2. Policies and Standards

This example framework includes standardized policies to guide consistent data management across the organization:

  • Data Quality Policy: Sets thresholds for accuracy, completeness, and timeliness, with automated monitoring to flag exceptions.
  • Data Access & Privacy Policy: Ensures data access is role-based, audited, and compliant with regulations.
  • Metadata Standards: Defines naming conventions, lineage documentation, and required attributes in the data catalog.
  • Retention & Disposal Policy: Dictates how long data must be kept, archived, or securely destroyed.

3. Processes and Lifecycle Management

A robust governance framework covers the full lifecycle of an organization’s data:

  • Data Intake & Classification: Every new dataset is profiled, assigned a data owner, classified (e.g., public, internal, restricted), and documented in the catalog.
  • Issue Management: A centralized workflow allows stewards to report, investigate, and resolve data quality or access issues.
  • Change Management: Any significant data model or pipeline change requires impact analysis and council approval.

4. Technology and Tools

Modern tooling strengthens governance execution:

  • Data Catalog: Centralized inventory capturing lineage, definitions, and owners.
  • Quality Monitoring: Automated checks integrated into data pipelines.
  • Access Management Systems: Enforce least-privilege and maintain audit logs.
  • Business Glossary: Provides shared definitions for key terms and metrics.
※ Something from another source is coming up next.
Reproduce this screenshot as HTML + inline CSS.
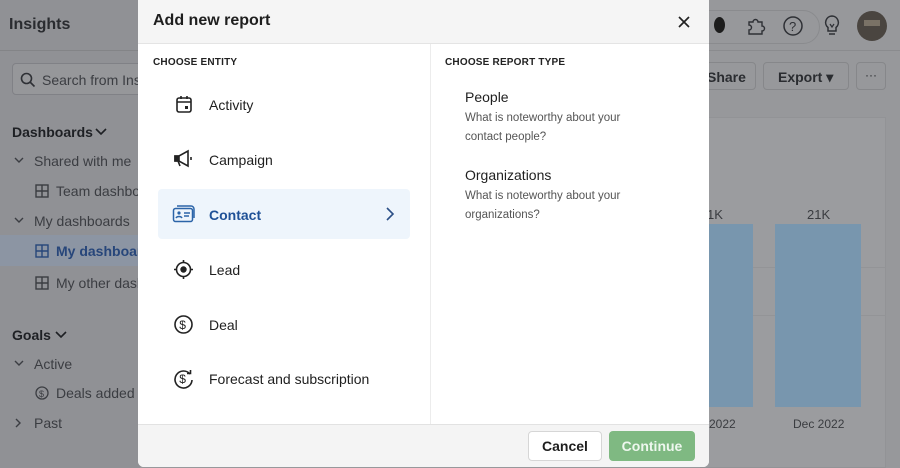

5. Metrics and Continuous Improvement

The framework uses KPIs, such as data quality scores, catalog completeness, time to resolve data issues, and compliance adherence. Quarterly reviews by the governance council ensure ongoing optimization. Coupled with Actian’s cutting-edge data observability processes, a data governance framework sets the tone for continuous data monitoring and improvement.

A well-designed data governance framework like this one aligns people, processes, and technology to ensure data remains trustworthy, secure, and strategically valuable. It provides structure without inhibiting innovation, enabling organizations to confidently scale their data capabilities.